[78-L] Benny Goodman
Donna Halper
dlh at donnahalper.com.invalid
Sun Jun 26 07:13:18 PDT 2016
On 6/26/2016 9:19 AM, Jeff Sultanof wrote:
> Most likely it *was *Yiddlsh, especially during that period. Among most
> Jewish families, Yiddish was spoken in the home, and English was spoken out
> in the world. Parents relied on children to teach them English, which they
> learned in school and out on the street.
>
I'd be shocked if it weren't Yiddish.
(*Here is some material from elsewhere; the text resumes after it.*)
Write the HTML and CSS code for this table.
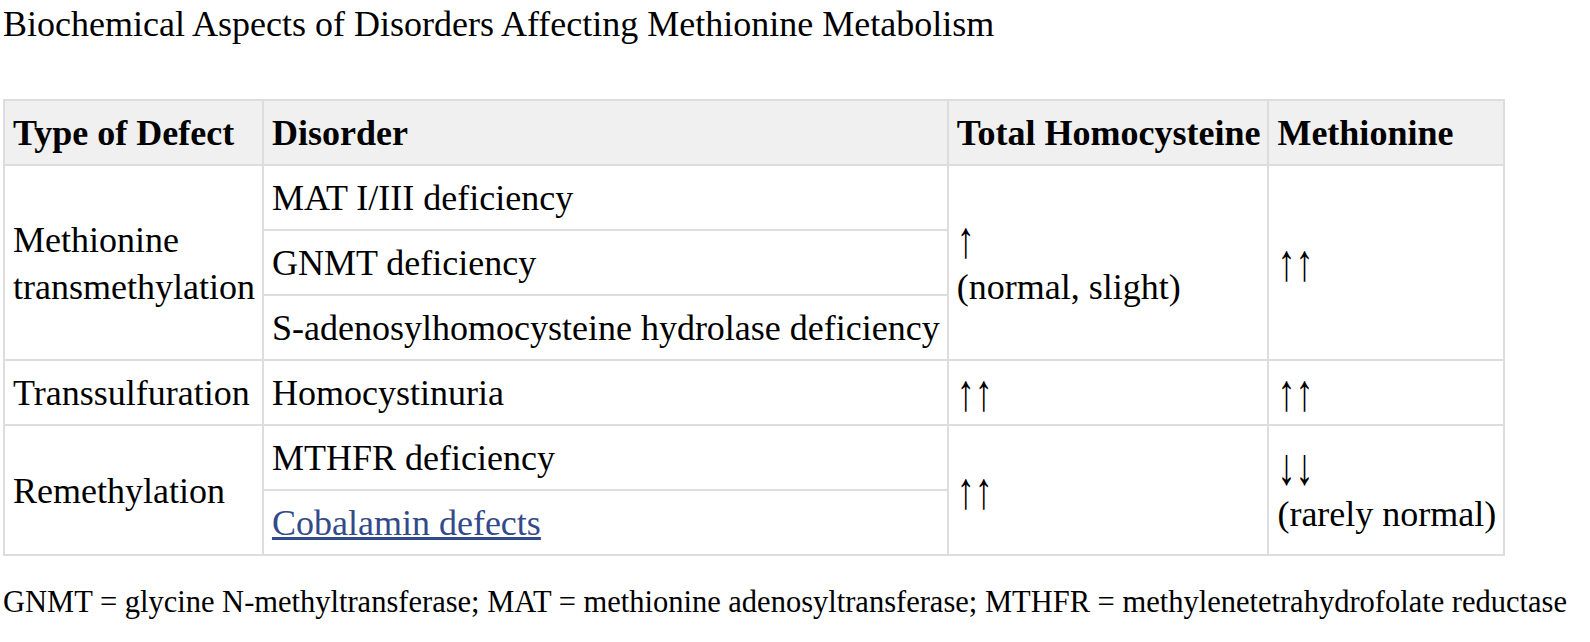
FILE: index.html
```html
<!DOCTYPE html>
<html>
<head>
<meta charset="utf-8">
<link rel="stylesheet" href="styles.css">
</head>
<body>
<div class="page">
  <p class="title">Biochemical Aspects of Disorders Affecting Methionine Metabolism</p>
  <table class="tbl">
    <thead>
      <tr>
        <th>Type of Defect</th>
        <th>Disorder</th>
        <th>Total Homocysteine</th>
        <th>Methionine</th>
      </tr>
    </thead>
    <tbody>
      <tr>
        <td rowspan="3">Methionine<br>transmethylation</td>
        <td>MAT I/III deficiency</td>
        <td rowspan="3"><span class="arr">↑</span><br>(normal, slight)</td>
        <td rowspan="3"><span class="arr">↑↑</span></td>
      </tr>
      <tr><td>GNMT deficiency</td></tr>
      <tr><td>S-adenosylhomocysteine hydrolase deficiency</td></tr>
      <tr>
        <td>Transsulfuration</td>
        <td>Homocystinuria</td>
        <td><span class="arr">↑↑</span></td>
        <td><span class="arr">↑↑</span></td>
      </tr>
      <tr>
        <td rowspan="2">Remethylation</td>
        <td>MTHFR deficiency</td>
        <td rowspan="2"><span class="arr">↑↑</span></td>
        <td rowspan="2"><span class="arr">↓↓</span><br>(rarely normal)</td>
      </tr>
      <tr><td><a href="#" class="lnk">Cobalamin defects</a></td></tr>
    </tbody>
  </table>
  <p class="foot">GNMT = glycine N-methyltransferase; MAT = methionine adenosyltransferase; MTHFR = methylenetetrahydrofolate reductase</p>
</div>
</body>
</html>
```

FILE: styles.css
```css
html, body {
  margin: 0;
  padding: 0;
  background: #ffffff;
}
.page {
  padding: 0 3px;
  font-family: "Liberation Serif", "Times New Roman", serif;
  color: #000;
}
.title {
  margin: 0;
  padding-top: 4px;
  font-size: 36px;
  line-height: 41px;
}
.tbl {
  margin-top: 54px;
  border-collapse: collapse;
  font-size: 36px;
}
.tbl th, .tbl td {
  border: 2px solid #dddddd;
  padding: 9px 7px 7px 8px;
  line-height: 47px;
  text-align: left;
  vertical-align: middle;
}
.tbl th {
  background: #f0f0f0;
  font-weight: bold;
}
.arr {
  display: inline-block;
  line-height: 30px;
  transform: scaleY(1.45);
}
.lnk {
  color: #334a8a;
  text-decoration: underline;
}
.foot {
  margin: 29px 0 0 0;
  font-size: 30.5px;
  line-height: 34px;
}
```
Most European Jewish immigrants
spoke Yiddish as their lingua franca-- it had different accents (folks
from Lithuania pronounced words slightly differently from folks who came
from Russia or Poland-- for example, you said "zy gezoont"-- you should
be healthy till next we meet... a way to say goodbye-- if you were a
Litvak, a Jew from Lithuania. But if you were from Russia, you
pronounced it zy ge-zint), but it was the common language for Jewish
immigrants, and I grew up in a bilingual home as a result. My parents
were born here-- my mother's side from Lithuania, and my father's from
Russia. Their parents and relatives were not born here, however, and
Yiddish was used both to communicate with the relatives and to speak in
a "code" when my parents didn't want us kids to understand what they
were saying (which is how I learned it). And yes, it's true that the
children were expected to learn English and translate for their parents
and other relatives, much like we see today with immigrants from China,
Vietnam, or Spanish-speaking countries. As for Benny's mother,
biographers note that she never learned to read or write (schooling for
girls in many countries back then was limited or was not a priority).